Thirty Pinellas County Sheriff’s deputies are equipped with body-worn cameras as part of a field trial that began Oct. 28

Fresh off his reelection, Sheriff Bob Gualtieri told a collection of Pinellas County mayors Nov. 4 that he is looking at ways to make his agency even better in 2021.

Gualtieri, who handily defeated challenger Eliseo Santana the day before, touched on a number of topics during a presentation to the Pinellas County Mayors Council, including a new body camera program, an expanded mental health unit, COVID-19 concerns, and crime reduction.  

Sheriff Gualtieri tests positive for COVID-19

Pinellas County Sheriff Bob Gualtieri

Mental health

Gualtieri said one of his top priorities for 2021 is expanding the Sheriff’s Office mental health unit, which was established in 2016 and pairs deputies with licensed mental health professionals.

“We’ll have the trial, the pilot up and running in the next couple of weeks,” he said. “We’ll have eight teams of licensed mental health professionals and deputies that will be responding to these mental health calls in lieu of the cops in the zones who are not equipped to handle it.”

Until the mental health care system improves, Gualtieri said the co-response model is the safest and best approach.

“The cops’ skill-sets are not mental health,” he said. “The mental health professionals’ skill sets are not keeping the scene safe and protecting themselves when something goes wrong. So, unfortunately, the people who are called upon most these days to deal with people in mental health crises are those that are least qualified, and that’s the cops because they only get a few hours of mental health training in the police academy.”

That lack of training has only been exacerbated this year, he said, because of the pandemic. 

For example, Crisis Intervention Training, which provides 40 hours of specialized training on preventing mental health crises and de-escalation techniques, has been hard to come by.  

“I can tell you that we’re way undertrained on that,” he said. 

“We only have 25% of our 550 patrol deputies that are CIT trained, because we haven’t been able to do any classes this year, and the local CIT coalition has been challenged in the number of classes they can put on. So we’re having discussions with them now about significantly increasing the number of those classes.”

Threat assessment

Another top priority, Gualtieri said, is preventing crimes before they occur.

He intends to do that with the creation of a threat management unit in early 2021.

Last year, Gov.
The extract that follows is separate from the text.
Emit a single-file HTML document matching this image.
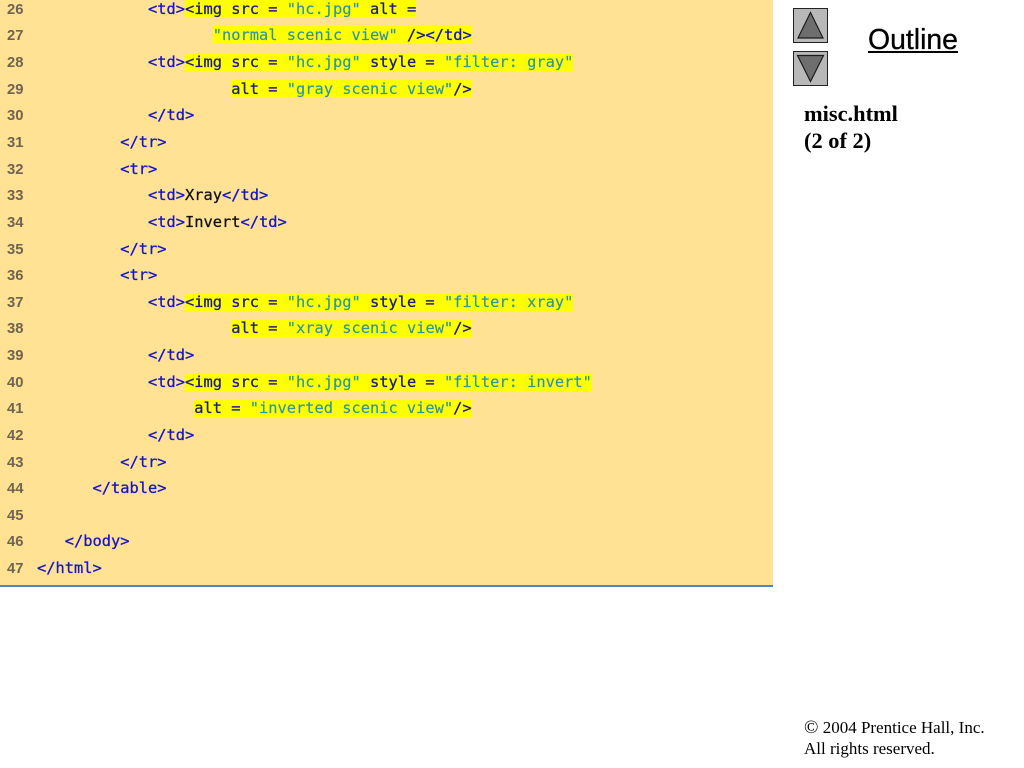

Ron DeSantis urged the Florida Department of Law Enforcement to establish a threat analysis strategy to ensure that agencies work together to identify and stop individuals from committing acts of violence, such as the Marjory Stoneman Douglas High School shooting.  
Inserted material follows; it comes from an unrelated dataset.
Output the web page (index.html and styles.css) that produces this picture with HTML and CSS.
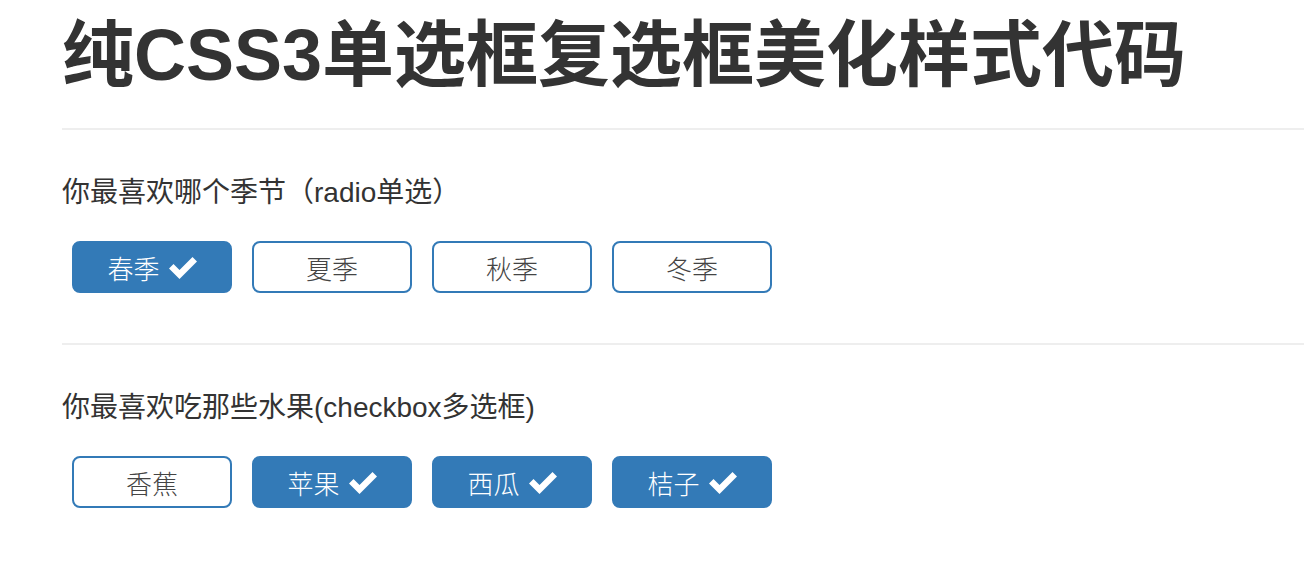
FILE: index.html
```html
<!DOCTYPE html>
<html lang="zh">
<head>
<meta charset="utf-8">
<title>纯CSS3单选框复选框美化样式代码</title>
<link rel="stylesheet" href="styles.css">
</head>
<body>
<div class="page">
  <h1 class="title">纯CSS3单选框复选框美化样式代码</h1>
  <hr class="rule">
  <section class="group">
    <p class="question">你最喜欢哪个季节（radio单选）</p>
    <div class="options">
      <span class="opt checked">春季<svg class="tick" viewBox="0 0 28 24"><path d="M0 13.5 L4.5 9 L10.5 15 L23.5 2 L28 6.5 L10.5 24 Z"/></svg></span>
      <span class="opt">夏季</span>
      <span class="opt">秋季</span>
      <span class="opt">冬季</span>
    </div>
  </section>
  <hr class="rule">
  <section class="group">
    <p class="question">你最喜欢吃那些水果(checkbox多选框)</p>
    <div class="options">
      <span class="opt">香蕉</span>
      <span class="opt checked">苹果<svg class="tick" viewBox="0 0 28 24"><path d="M0 13.5 L4.5 9 L10.5 15 L23.5 2 L28 6.5 L10.5 24 Z"/></svg></span>
      <span class="opt checked">西瓜<svg class="tick" viewBox="0 0 28 24"><path d="M0 13.5 L4.5 9 L10.5 15 L23.5 2 L28 6.5 L10.5 24 Z"/></svg></span>
      <span class="opt checked">桔子<svg class="tick" viewBox="0 0 28 24"><path d="M0 13.5 L4.5 9 L10.5 15 L23.5 2 L28 6.5 L10.5 24 Z"/></svg></span>
    </div>
  </section>
</div>
</body>
</html>
```
FILE: styles.css
```css
html, body {
  margin: 0;
  padding: 0;
  background: #fff;
}
body {
  font-family: "Liberation Sans", "Noto Sans CJK SC", sans-serif;
  color: #333;
}
.page {
  padding-left: 62px;
  overflow: hidden;
}
.title {
  margin: 14px 0 0 0;
  font-size: 72px;
  line-height: 82px;
  font-weight: bold;
  color: #333;
  white-space: nowrap;
}
.rule {
  margin: 32px 0 0 0;
  border: 0;
  border-top: 2px solid #eee;
  height: 0;
}
.group {
  display: flex;
  flex-direction: column;
}
.question {
  margin: 45px 0 0 0;
  font-size: 28px;
  line-height: 36px;
  color: #333;
}
.options {
  display: flex;
  gap: 20px;
  margin: 30px 0 18px 10px;
}
.opt {
  box-sizing: border-box;
  width: 160px;
  height: 52px;
  border: 2px solid #337ab7;
  border-radius: 8px;
  display: flex;
  align-items: center;
  justify-content: center;
  gap: 9px;
  font-size: 26px;
  font-weight: 300;
  color: #444;
  background: #fff;
}
.opt.checked {
  background: #337ab7;
  color: #fff;
}
.tick {
  width: 28px;
  height: 24px;
  fill: #fff;
}
```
Gualtieri said state funding for that effort was a good start, but local agencies can do more.

“One of the things that I know we can all do better here in Pinellas County and across the state of Florida and across the country and that is in the area of threat management,” he said. “Law enforcement does a decent job of getting information in, a decent job of assessing information, but where we’re not doing a decent job is managing the threats in the long-term.”

Crime reduction

Overall, he said, the Sheriff’s Office has done an excellent job over the past decade. 

To back that up, he cited data compiled by the FBI that showed serious crimes, such as murder, rape or robbery, are down 49.5% in the past 10 years in the 13 municipalities his agency serves.
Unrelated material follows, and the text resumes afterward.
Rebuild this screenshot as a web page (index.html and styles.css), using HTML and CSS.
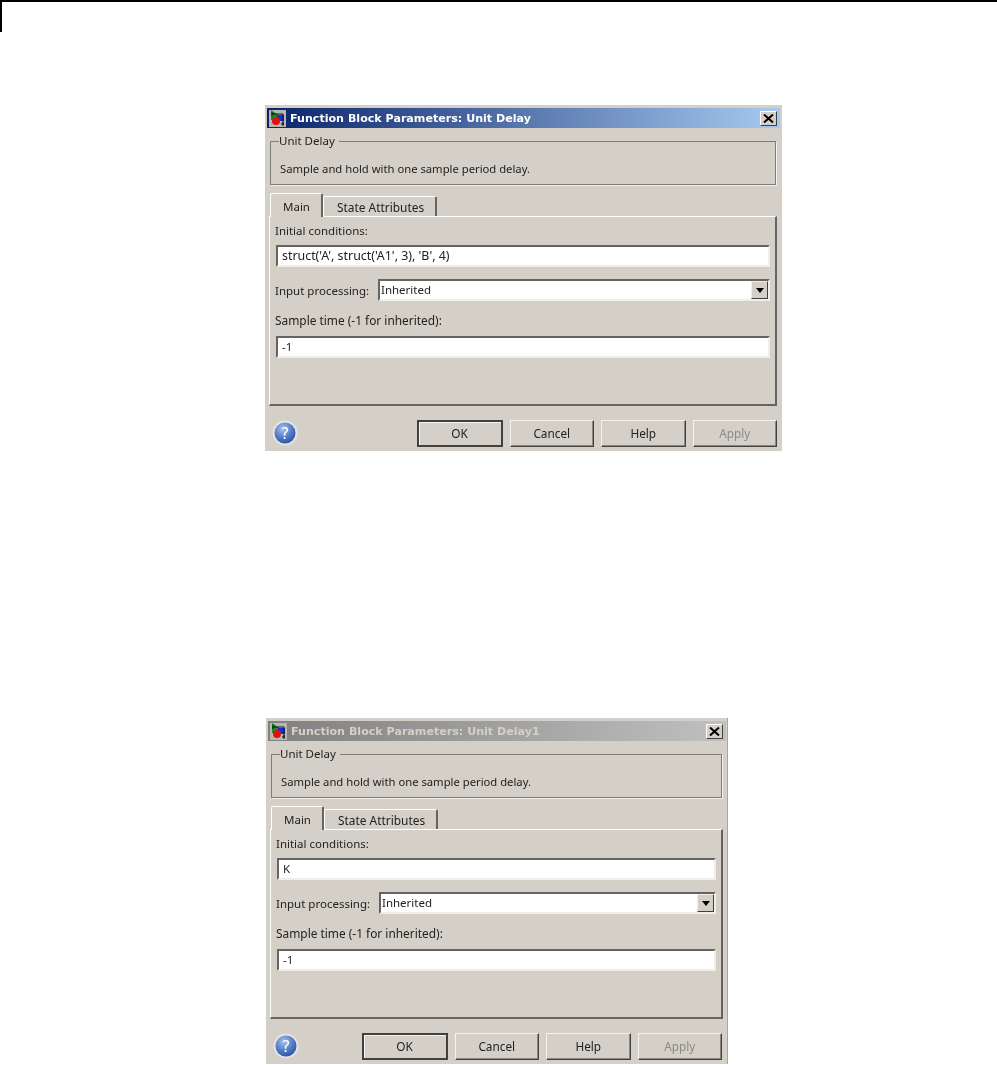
FILE: index.html
```html
<html>
  <head>
    <title>Function Block Parameters: Unit Delay</title>
    <link rel="stylesheet" href="styles.css">
  </head>
  <body>
    <div class="page-corner"></div>

    <!-- Active dialog -->
    <div class="dialog dialog-first">
      <div class="titlebar">
        <svg class="window-icon" width="17" height="17" viewBox="0 0 17 17">
          <rect width="17" height="17" fill="#b8b6b0"/>
          <path d="M2 0 L11 6 L11 10 L2 10 Z" fill="#1c8a2c"/>
          <rect x="8" y="5" width="7" height="6" fill="#1230d8"/>
          <circle cx="7" cy="11" r="4" fill="#e01010"/>
          <path d="M3 4 H14 V14 M12 14 H15 M14 12 V16 M3 2 V6" fill="none" stroke="#111" stroke-width="1"/>
        </svg>
        <span class="title-text">Function Block Parameters: Unit Delay</span>
        <span class="close-btn">
          <svg width="11" height="9" viewBox="0 0 11 9"><path d="M1 0.5 L10 8.5 M10 0.5 L1 8.5" stroke="#000" stroke-width="2"/></svg>
        </span>
      </div>
      <fieldset class="group">
        <legend>Unit Delay</legend>
        <p>Sample and hold with one sample period delay.</p>
      </fieldset>
      <div class="tabs">
        <div class="tab tab-active">Main</div>
        <div class="tab">State Attributes</div>
      </div>
      <div class="tab-panel">
        <div class="field-label">Initial conditions:</div>
        <div class="text-box text-box-long">struct('A', struct('A1', 3), 'B', 4)</div>
        <div class="select-row">
          <span class="select-label">Input processing:</span>
          <div class="text-box select-box">
            <span>Inherited</span>
            <span class="select-arrow"></span>
          </div>
        </div>
        <div class="field-label sample-label">Sample time (-1 for inherited):</div>
        <div class="text-box">-1</div>
      </div>
      <div class="button-row">
        <svg class="help-icon" width="26" height="26" viewBox="0 0 26 26">
          <defs>
            <radialGradient id="helpFill" cx="40%" cy="30%" r="75%">
              <stop offset="0" stop-color="#a9c2ea"/>
              <stop offset="0.6" stop-color="#4f79c4"/>
              <stop offset="1" stop-color="#2c4f9c"/>
            </radialGradient>
          </defs>
          <circle cx="13" cy="13" r="12.5" fill="#e4e4e6"/>
          <circle cx="13" cy="13" r="10.5" fill="url(#helpFill)"/>
          <text x="13" y="19" class="help-mark">?</text>
        </svg>
        <div class="btn btn-default">OK</div>
        <div class="btn">Cancel</div>
        <div class="btn">Help</div>
        <div class="btn btn-disabled">Apply</div>
      </div>
    </div>

    <!-- Inactive dialog -->
    <div class="dialog dialog-second">
      <div class="titlebar titlebar-inactive">
        <svg class="window-icon" width="17" height="17" viewBox="0 0 17 17">
          <rect width="17" height="17" fill="#b8b6b0"/>
          <path d="M2 0 L11 6 L11 10 L2 10 Z" fill="#1c8a2c"/>
          <rect x="8" y="5" width="7" height="6" fill="#1230d8"/>
          <circle cx="7" cy="11" r="4" fill="#e01010"/>
          <path d="M3 4 H14 V14 M12 14 H15 M14 12 V16 M3 2 V6" fill="none" stroke="#111" stroke-width="1"/>
        </svg>
        <span class="title-text">Function Block Parameters: Unit Delay1</span>
        <span class="close-btn">
          <svg width="11" height="9" viewBox="0 0 11 9"><path d="M1 0.5 L10 8.5 M10 0.5 L1 8.5" stroke="#000" stroke-width="2"/></svg>
        </span>
      </div>
      <fieldset class="group">
        <legend>Unit Delay</legend>
        <p>Sample and hold with one sample period delay.</p>
      </fieldset>
      <div class="tabs">
        <div class="tab tab-active">Main</div>
        <div class="tab">State Attributes</div>
      </div>
      <div class="tab-panel">
        <div class="field-label">Initial conditions:</div>
        <div class="text-box">K</div>
        <div class="select-row">
          <span class="select-label">Input processing:</span>
          <div class="text-box select-box">
            <span>Inherited</span>
            <span class="select-arrow"></span>
          </div>
        </div>
        <div class="field-label sample-label">Sample time (-1 for inherited):</div>
        <div class="text-box">-1</div>
      </div>
      <div class="button-row">
        <svg class="help-icon" width="26" height="26" viewBox="0 0 26 26">
          <circle cx="13" cy="13" r="12.5" fill="#e4e4e6"/>
          <circle cx="13" cy="13" r="10.5" fill="url(#helpFill)"/>
          <text x="13" y="19" class="help-mark">?</text>
        </svg>
        <div class="btn btn-default">OK</div>
        <div class="btn">Cancel</div>
        <div class="btn">Help</div>
        <div class="btn btn-disabled">Apply</div>
      </div>
    </div>
  </body>
</html>
```

FILE: styles.css
```css
/* Page */
body {
  margin: 0;
  background-color: #fff;
  font-family: "Noto Sans", sans-serif;
  font-size: 11.5px;
  color: #222;
}
.page-corner {
  height: 30px;
  border-top: 2px solid #000;
  border-left: 2px solid #000;
}

/* Dialog window */
.dialog {
  box-sizing: border-box;
  height: 346px;
  padding: 3px 2px 0;
  background-color: #d4d0c8;
  overflow: hidden;
  filter: blur(0.35px);
}
.dialog-first {
  width: 517px;
  margin: 73px 0 0 265px;
}
.dialog-second {
  width: 462px;
  margin: 267px 0 0 266px;
  padding-right: 1px;
  border-right: 1px solid #a8a6a2;
}
.dialog-second .button-row {
  padding-right: 4px;
}

/* Title bar */
.titlebar {
  display: flex;
  align-items: center;
  height: 20px;
  padding: 0 3px 0 2px;
  background: linear-gradient(to right, #0a246a, #a6caf0);
}
.titlebar-inactive {
  background: linear-gradient(to right, #808080, #c0c0c0);
}
.titlebar-inactive .title-text {
  color: #d4d0c8;
}
.window-icon {
  flex: none;
}
.title-text {
  margin-left: 4px;
  font-family: "DejaVu Sans", sans-serif;
  font-size: 11.1px;
  font-weight: bold;
  color: #fff;
  white-space: nowrap;
}
.close-btn {
  display: flex;
  align-items: center;
  justify-content: center;
  box-sizing: border-box;
  width: 17px;
  height: 15px;
  margin-left: auto;
  background-color: #d4d0c8;
  border: 1px solid;
  border-color: #fff #404040 #404040 #fff;
}

/* Description group */
.group {
  box-sizing: border-box;
  height: 51px;
  margin: 6px 4px 0 3px;
  padding: 0 0 0 9px;
  border: 1px solid #7d7d7a;
  box-shadow: 1px 1px 0 #f2f0ec;
}
.group legend {
  height: 14px;
  padding: 0 4px 0 0;
  margin-left: -1px;
  line-height: 14px;
}
.group p {
  margin: 13px 0 0;
  font-size: 11.25px;
  line-height: 16px;
}

/* Tabs */
.tabs {
  display: flex;
  align-items: flex-end;
  height: 24px;
  margin: 7px 0 0 3px;
}
.tab {
  box-sizing: border-box;
  height: 20px;
  padding: 2px 0 0 13px;
  width: 114px;
  font-size: 11.9px;
  line-height: 16px;
  border-top: 1px solid #fff;
  border-left: 1px solid #fff;
  border-right: 2px solid #66645f;
  border-radius: 2px 2px 0 0;
}
.tab-active {
  position: relative;
  height: 24px;
  width: 53px;
  padding: 5px 0 0 12px;
  margin-bottom: -1px;
  font-size: 11.5px;
  background-color: #d4d0c8;
}
.tab-panel {
  box-sizing: border-box;
  height: 190px;
  margin: 0 3px 0 2px;
  padding: 5px 5px 0;
  border-top: 1px solid #fff;
  border-left: 1px solid #fff;
  border-right: 2px solid #66645f;
  border-bottom: 2px solid #66645f;
}

/* Fields */
.field-label {
  height: 17px;
  line-height: 17px;
  margin-bottom: 6px;
}
.sample-label {
  margin-top: 11px;
  margin-bottom: 7px;
  font-size: 11.9px;
}
.text-box {
  box-sizing: border-box;
  height: 22px;
  margin-left: 1px;
  padding-left: 4px;
  line-height: 18px;
  background-color: #fff;
  border: 2px solid;
  border-color: #66645f #f0eee9 #f0eee9 #66645f;
  color: #222;
}
.text-box-long {
  font-size: 12.4px;
}
.select-row {
  display: flex;
  align-items: center;
  margin-top: 12px;
}
.select-row .select-label {
  flex: none;
  width: 102px;
}
.select-box {
  flex: 1;
  display: flex;
  align-items: center;
  justify-content: space-between;
  margin-left: 1px;
  padding: 0 0 0 1px;
}
.select-arrow {
  display: flex;
  align-items: center;
  justify-content: center;
  box-sizing: border-box;
  width: 17px;
  height: 18px;
  background-color: #d4d0c8;
  border: 1px solid;
  border-color: #f0eee9 #404040 #404040 #f0eee9;
}
.select-arrow::after {
  content: "";
  border-top: 5px solid #000;
  border-left: 4px solid transparent;
  border-right: 4px solid transparent;
}

/* Bottom buttons */
.button-row {
  display: flex;
  align-items: center;
  height: 28px;
  margin-top: 13px;
  gap: 7px;
  padding: 0 3px 0 5px;
}
.help-icon {
  flex: none;
  margin-right: auto;
}
.help-mark {
  font-family: "DejaVu Sans", sans-serif;
  font-size: 16px;
  fill: #fff;
  text-anchor: middle;
}
.btn {
  box-sizing: border-box;
  width: 84.5px;
  height: 27px;
  line-height: 25px;
  text-align: center;
  font-size: 11.8px;
  border: 1px solid;
  border-color: #f4f2ee #404040 #404040 #f4f2ee;
  box-shadow: inset -1px -1px 0 #8a8782;
}
.btn-default {
  width: 86px;
  border: 2px solid #404040;
  line-height: 23px;
  box-shadow: inset 1px 1px 0 #f4f2ee;
}
.btn-disabled {
  color: #8c8a86;
}
```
“Some of it is just good old-fashioned boots on the ground police work, use of technology, good laws, some good policies and all of that coming together to intersect. But it does affect all of us,” he said, adding that the entire state is at a 50-year low in crime. “It affects the economy, it affects tourism, it affects all of those things that make us thrive.”

Body cameras

Gualtieri said a field trial on a body-worn camera program is underway. 

“The field trial to work out the kinks, the bugs,” he said. “It’s going to cost about $3 million a year to outfit about 850 law enforcement deputies on a five-year contract. So, it’s going to cost about $15 million to implement it.”

He said his deputies’ reaction to the program has been mixed because there are still some unknowns on how it will be implemented.   

He said the cameras will be activated when a weapon is pulled, but they will not be on for a deputy’s entire shift. So, deputies will have some discretion in order to be cognizant of privacy concerns.

“It helps law enforcement officers more than it hurts them, and, quite honestly, the only thing it’s going to hurt them is if they did something wrong, and if they’ve done something wrong then they need to be accountable and they need to own it.”

The sheriff said his biggest concern with the program is managing community expectations about how useful the cameras are. 

“I think people also need to realize that it’s just one more tool in the toolbox,” he said. “It is one more way to collect evidence and that’s what it should primarily be there for and that we don’t have expectations that are unrealistic.”


Gualtieri, who is a member of the county’s executive policy group, said COVID-19 in Pinellas has been manageable and stable the past several weeks. 

He said the biggest problem producing the most complaints has been at bars and restaurants in the beach communities.

“There are some that think, for whatever reason, that they don’t have to wear masks and that some of these rules don’t apply to them,” he said. “So we’re having some discussions about how to fix that.”